Collected data:
[start]

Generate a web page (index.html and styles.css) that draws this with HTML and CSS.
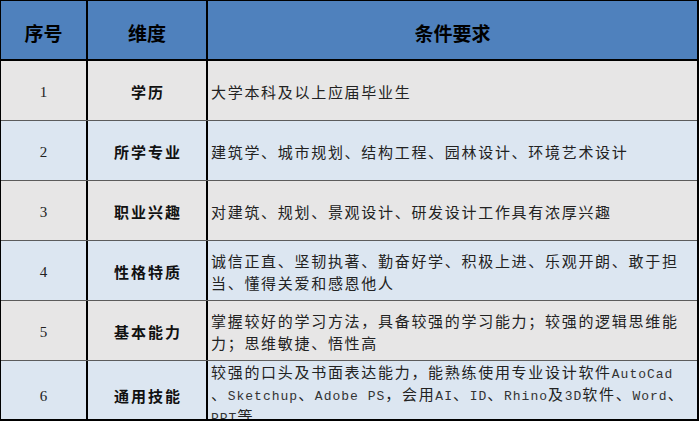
FILE: index.html
```html
<!DOCTYPE html>
<html lang="zh">
<head>
<meta charset="utf-8">
<link rel="stylesheet" href="styles.css">
</head>
<body>
<div class="sheet">
  <div class="row head">
    <div class="cell c1">序号</div>
    <div class="cell c2">维度</div>
    <div class="cell c3">条件要求</div>
  </div>
  <div class="row gray">
    <div class="cell c1">1</div>
    <div class="cell c2">学历</div>
    <div class="cell c3">大学本科及以上应届毕业生</div>
  </div>
  <div class="row blue">
    <div class="cell c1">2</div>
    <div class="cell c2">所学专业</div>
    <div class="cell c3">建筑学、城市规划、结构工程、园林设计、环境艺术设计</div>
  </div>
  <div class="row gray">
    <div class="cell c1">3</div>
    <div class="cell c2">职业兴趣</div>
    <div class="cell c3">对建筑、规划、景观设计、研发设计工作具有浓厚兴趣</div>
  </div>
  <div class="row blue">
    <div class="cell c1">4</div>
    <div class="cell c2">性格特质</div>
    <div class="cell c3">诚信正直、坚韧执著、勤奋好学、积极上进、乐观开朗、敢于担当、懂得关爱和感恩他人</div>
  </div>
  <div class="row gray">
    <div class="cell c1">5</div>
    <div class="cell c2">基本能力</div>
    <div class="cell c3">掌握较好的学习方法，具备较强的学习能力；较强的逻辑思维能力；思维敏捷、悟性高</div>
  </div>
  <div class="row blue last">
    <div class="cell c1">6</div>
    <div class="cell c2">通用技能</div>
    <div class="cell c3 top">较强的口头及书面表达能力，能熟练使用专业设计软件<span class="lat">AutoCad</span>、<span class="lat">Sketchup</span>、<span class="lat">Adobe PS</span>，会用<span class="lat">AI</span>、<span class="lat">ID</span>、<span class="lat">Rhino</span>及<span class="lat">3D</span>软件、<span class="lat">Word</span>、<span class="lat">PPT</span>等</div>
  </div>
</div>
</body>
</html>
```

FILE: styles.css
```css
html, body {
  margin: 0;
  padding: 0;
  background: #ffffff;
}

.sheet {
  box-sizing: border-box;
  width: 699px;
  height: 421px;
  overflow: hidden;
  border-top: 1px solid #000;
  border-left: 1px solid #000;
  border-right: 2px solid #000;
  border-bottom: 2px solid #000;
  font-family: "Noto Sans CJK SC", sans-serif;
  color: #111;
}

.row {
  display: grid;
  grid-template-columns: 87px 120px 1fr;
  height: 60px;
  box-sizing: border-box;
  border-bottom: 1px solid #5c5c5c;
}

.row.head {
  height: 60px;
  background: #4f81bd;
  border-bottom: 2px solid #000;
}

.row.gray { background: #e7e6e6; }
.row.blue { background: #dce6f1; }

.row.last {
  height: 62px;
  border-bottom: none;
}

.cell {
  display: flex;
  align-items: center;
  box-sizing: border-box;
  min-width: 0;
}

.c1, .c2 {
  justify-content: center;
  border-right: 2px solid #000;
}

.c1 {
  font-family: "Liberation Serif", serif;
  font-size: 15px;
  color: #222;
  padding-top: 4px;
}

.c2 {
  font-size: 15px;
  font-weight: 700;
  letter-spacing: 2px;
  padding-left: 2px;
  padding-top: 2px;
}

.c3 {
  display: block;
  align-self: center;
  font-size: 15px;
  letter-spacing: 1.7px;
  line-height: 22px;
  padding: 2px 4px 0 3px;
  color: #222;
}

.c3.top {
  align-self: start;
  line-height: 19px;
  padding: 1px 10px 0 3px;
  line-break: anywhere;
}

.lat {
  font-family: "Liberation Mono", monospace;
  font-size: 13px;
  letter-spacing: 1px;
  color: #333;
}

.head .cell {
  font-family: "Noto Sans CJK SC", sans-serif;
  font-size: 19px;
  font-weight: 700;
  letter-spacing: 0;
  color: #000;
  justify-content: center;
  padding: 5px 0 0 0;
}

.head .c3 {
  display: flex;
  align-self: stretch;
  line-height: normal;
}
```
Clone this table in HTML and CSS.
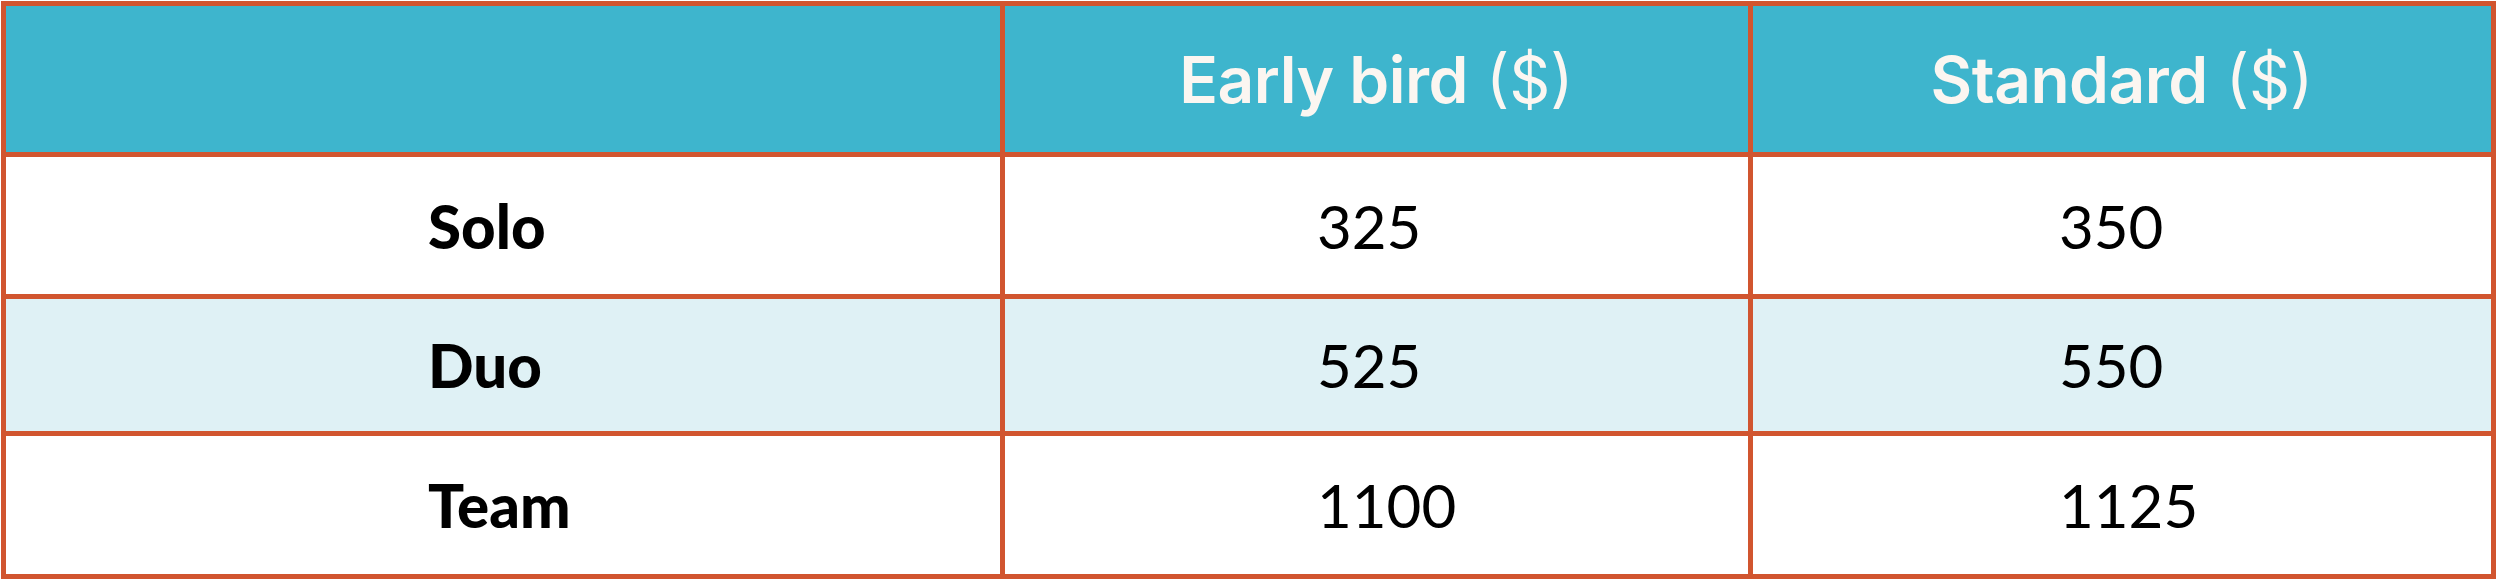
FILE: index.html
```html
<!DOCTYPE html>
<html lang="en">
<head>
<meta charset="utf-8">
<title>Pricing table</title>
<link rel="stylesheet" href="styles.css">
</head>
<body>
<div class="table">
  <div class="cell head"></div>
  <div class="cell head"><span class="h-strong">Early bird</span><span class="h-light">($)</span></div>
  <div class="cell head"><span class="h-strong">Standard</span><span class="h-light">($)</span></div>

  <div class="cell label r1">Solo</div>
  <div class="cell num c2 r1">325</div>
  <div class="cell num c3 r1">350</div>

  <div class="cell label alt r2">Duo</div>
  <div class="cell num c2 alt r2">525</div>
  <div class="cell num c3 alt r2">550</div>

  <div class="cell label r3">Team</div>
  <div class="cell num c2 r3">1100</div>
  <div class="cell num c3 r3">1125</div>
</div>
</body>
</html>
```
FILE: styles.css
```css
html, body {
  margin: 0;
  padding: 0;
  background: #ffffff;
}

.table {
  margin: 1px 0 0 1px;
  width: 2495px;
  display: grid;
  grid-template-columns: 994px 743px 738px;
  grid-template-rows: 146px 137px 132px 138px;
  gap: 5px;
  padding: 5px;
  box-sizing: border-box;
  background: #d1552f;
}

.cell {
  background: #ffffff;
  display: flex;
  align-items: center;
  color: #000000;
}

.cell.alt {
  background: #dff1f5;
}

.head {
  background: #3eb5cd;
  justify-content: center;
  color: #fbf6f1;
  font-family: Inter, "Liberation Sans", sans-serif;
  font-size: 64px;
  gap: 18px;
}

.h-strong {
  font-weight: 600;
  letter-spacing: -0.5px;
}

.h-light {
  font-weight: 400;
}

.label {
  font-family: Lato, "Liberation Sans", sans-serif;
  font-weight: 900;
  font-size: 60px;
  padding-left: 422px;
}

.num {
  font-family: Lato, "Liberation Sans", sans-serif;
  font-weight: 400;
  font-size: 60px;
}

.c2 {
  padding-left: 312px;
}

.c3 {
  padding-left: 306px;
}
```
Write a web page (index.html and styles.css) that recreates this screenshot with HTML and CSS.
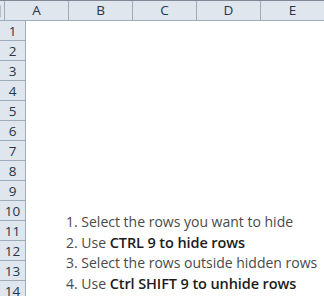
FILE: index.html
```html
<!DOCTYPE html>
<html lang="en">
<head>
    <meta charset="UTF-8">
    <title>Hide rows</title>
    <link rel="stylesheet" href="styles.css">
</head>
<body>
    <div class="sheet">
        <div class="col-heads">
            <div class="corner"><span class="tri"></span></div>
            <div class="col-head">A</div>
            <div class="col-head">B</div>
            <div class="col-head">C</div>
            <div class="col-head">D</div>
            <div class="col-head last">E</div>
        </div>
        <div class="body">
            <div class="row-heads">
                <div class="row-head">1</div>
                <div class="row-head">2</div>
                <div class="row-head">3</div>
                <div class="row-head">4</div>
                <div class="row-head">5</div>
                <div class="row-head">6</div>
                <div class="row-head">7</div>
                <div class="row-head">8</div>
                <div class="row-head">9</div>
                <div class="row-head">10</div>
                <div class="row-head">11</div>
                <div class="row-head">12</div>
                <div class="row-head">13</div>
                <div class="row-head">14</div>
            </div>
            <div class="cells">
                <ol class="steps">
                    <li>1. Select the rows you want to hide</li>
                    <li>2. Use <b>CTRL 9 to hide rows</b></li>
                    <li>3. Select the rows outside hidden rows</li>
                    <li>4. Use <b>Ctrl SHIFT 9 to unhide rows</b></li>
                </ol>
            </div>
        </div>
    </div>
</body>
</html>
```

FILE: styles.css
```css
body {
    margin: 0;
    background: #fff;
    font-family: "Liberation Sans", Arial, sans-serif;
}
.sheet {
    width: 324px;
    height: 296px;
    overflow: hidden;
    border-top: 1px solid #7f8a96;
}
.col-heads {
    display: flex;
    height: 19px;
    border-bottom: 1px solid #9eabb9;
    background: #dfe6ee;
}
.corner {
    position: relative;
    width: 25px;
    border-right: 1px solid #9eabb9;
}
.tri {
    position: absolute;
    right: 3px;
    bottom: 3px;
    width: 0;
    height: 0;
    border-left: 12px solid transparent;
    border-bottom: 12px solid #b4bcc6;
}
.col-head {
    width: 63px;
    flex-shrink: 0;
    border-right: 1px solid #9eabb9;
    text-align: center;
    font-family: "Open Sans", sans-serif;
    font-size: 13.5px;
    line-height: 19px;
    color: #27364a;
}
.col-head.last {
    border-right: none;
}
.body {
    display: flex;
}
.row-heads {
    width: 25px;
    background: #dfe6ee;
    border-right: 1px solid #9eabb9;
}
.row-head {
    height: 19px;
    border-bottom: 1px solid #9eabb9;
    text-align: center;
    font-family: "Open Sans", sans-serif;
    font-size: 13.5px;
    line-height: 20px;
    color: #27364a;
}
.cells {
    flex: 1;
}
.steps {
    list-style: none;
    margin: 191px 0 0 40px;
    padding: 0;
    font-family: "Open Sans", sans-serif;
    font-size: 14px;
    line-height: 20.6px;
    color: #4a4a4a;
    white-space: nowrap;
}
.steps b {
    font-size: 14.5px;
    font-weight: 600;
    color: #1c1c1c;
    letter-spacing: -0.1px;
}
```
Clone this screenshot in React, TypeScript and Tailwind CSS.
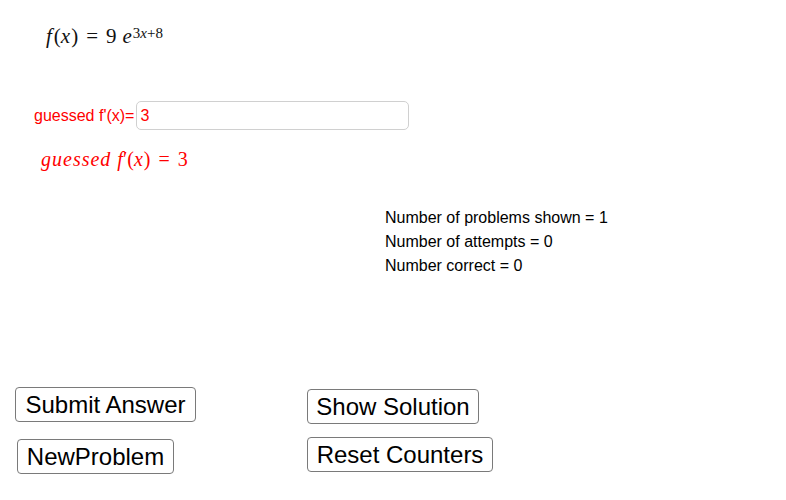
export default function App() {
  const btn =
    'h-[35px] bg-white border border-[#7a7a7a] rounded-[4px] text-[24px] leading-none text-black flex items-center justify-center';

  return (
    <div
      className="w-[786px] h-[500px] bg-white flex flex-col relative overflow-hidden"
      style={{ fontFamily: '"Liberation Sans", Arial, sans-serif' }}
    >
      {/* given function */}
      <div
        className="pl-[46px] pt-[26px] h-[50px] text-[21px] leading-none text-[#111]"
        style={{ fontFamily: '"Liberation Serif", "DejaVu Serif", serif' }}
      >
        <span className="italic">f</span>
        <span className="ml-[2px]">(</span>
        <span className="italic">x</span>
        <span className="ml-[1px]">)</span>
        <span className="mx-[8px]">=</span>
        <span>9</span>
        <span className="ml-[6px] italic">e</span>
        <sup className="text-[15px] relative -top-[5px] ml-[1px]">
          3<span className="italic">x</span>+8
        </sup>
      </div>

      {/* answer input */}
      <div className="mt-[51px] pl-[34px] flex items-center h-[29px]">
        <span className="text-[16px] text-[#ff0000]">guessed f'(x)=</span>
        <div className="ml-[2px] w-[273px] h-[29px] border border-[#d0d0d0] rounded-[5px] flex items-center pl-[3px] text-[16px] text-[#ff0000]">
          3
        </div>
      </div>

      {/* echoed guess */}
      <div
        className="mt-[19px] pl-[41px] text-[20px] leading-none text-[#ff0000] italic"
        style={{ fontFamily: '"Liberation Serif", "DejaVu Serif", serif' }}
      >
        <span className="tracking-[1px]">guessed</span>
        <span className="ml-[6px]">f</span>
        <span className="not-italic">′(</span>x<span className="not-italic ml-[1px]">)</span>
        <span className="not-italic mx-[8px]">=</span>
        <span className="not-italic">3</span>
      </div>

      {/* counters */}
      <div className="mt-[37px] pl-[385px] flex flex-col text-[16px] leading-[24px] text-black">
        <span>Number of problems shown = 1</span>
        <span>Number of attempts = 0</span>
        <span>Number correct = 0</span>
      </div>

      {/* buttons */}
      <div className="mt-[109px] flex">
        <div className="pl-[15px] w-[307px] flex flex-col">
          <button className={`${btn} w-[181px]`}>Submit Answer</button>
          <button className={`${btn} w-[157px] h-[34px] ml-[2px] mt-[17px]`}>NewProblem</button>
        </div>
        <div className="flex flex-col pt-[2px]">
          <button className={`${btn} w-[172px]`}>Show Solution</button>
          <button className={`${btn} w-[186px] h-[34px] mt-[13px]`}>Reset Counters</button>
        </div>
      </div>
    </div>
  );
}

[end]

■ **WHAT IS NEEDED**: Show every line where the string "with" appears.

■ **ANSWER**:
Generate a web page (index.html and styles.css) that draws this with HTML and CSS.
Write a web page (index.html and styles.css) that recreates this screenshot with HTML and CSS.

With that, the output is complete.